A recent study examining garnet-type solid electrolytes for lithium metal batteries suggests that their energy density benefits may have been overestimated. The analysis shows that an all-solid-state lithium metal battery (ASSLMB) using lithium lanthanum zirconium oxide (LLZO) would reach a gravimetric energy density of just 272 Wh/kg—a slight improvement over the 250 to 270 Wh/kg offered by current lithium-ion batteries.

Due to the high production costs and technical difficulties involved in manufacturing LLZO, the study points to composite or quasi-solid-state electrolytes as more practical alternatives.

“All-solid-state lithium metal batteries have long been considered the future of energy storage, but our findings indicate that LLZO-based designs may not deliver the expected jump in energy density,” said Eric Jianfeng Cheng, lead author of the study and researcher at WPI-AIMR, Tohoku University. “Even in ideal scenarios, the improvements are modest, and the challenges in production and cost remain substantial.”

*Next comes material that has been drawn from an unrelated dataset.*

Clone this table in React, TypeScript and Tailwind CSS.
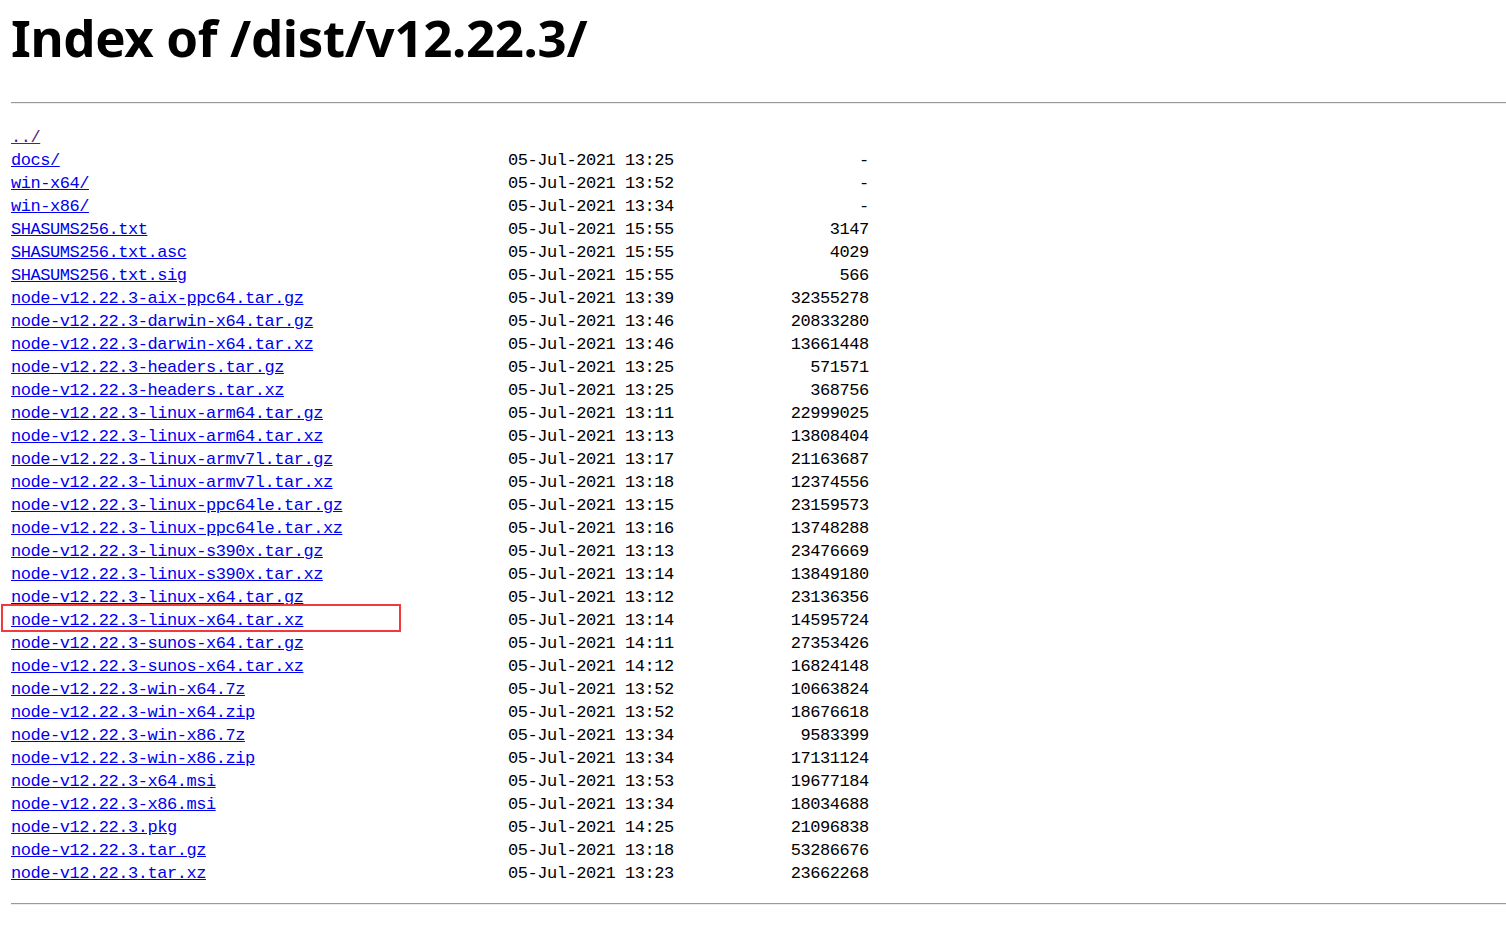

LLZO’s Impact on Battery Performance

Solid-state lithium metal batteries are seen as a promising next-generation technology because of their potential to offer better safety and energy performance. LLZO is one of the most studied solid electrolytes, known for its stability and ability to conduct lithium ions effectively.

However, detailed modeling of a practical LLZO-based pouch cell challenges the belief that this material significantly increases energy density. Even when using an ultrathin 25-micrometer LLZO ceramic separator and a high-capacity cathode, the study shows that the battery’s performance is only slightly better than that of top-performing conventional lithium-ion batteries.

One key issue highlighted in the study is LLZO’s density, which increases the overall cell mass and reduces expected energy benefits. Although the volumetric energy density reaches approximately 823 Wh/L, the added weight and cost of LLZO hinder its practicality.

Additionally, the material’s brittleness, difficulty in fabricating defect-free thin sheets, and issues with lithium dendrites and voids at the interface further complicate large-scale implementation. “LLZO is an excellent material from a stability standpoint, but its mechanical limitations and weight penalty create serious barriers to commercialization,” Cheng explained.

Exploring Hybrid Electrolyte Solutions

As an alternative, researchers are exploring hybrid approaches that integrate LLZO with other materials. One promising strategy involves LLZO-in-polymer composite electrolytes, which retain high ionic conductivity while improving flexibility and manufacturability. Another approach is quasi-solid-state LLZO electrolytes, which incorporate a small amount of liquid electrolyte to enhance ionic transport and structural integrity. These hybrid designs have demonstrated improved long-term stability.

“Instead of focusing on a fully ceramic solid-state battery, we need to rethink our approach,” said Cheng. “By combining LLZO with polymer or gel-based electrolytes, we can improve manufacturability, reduce weight, and still maintain high performance.”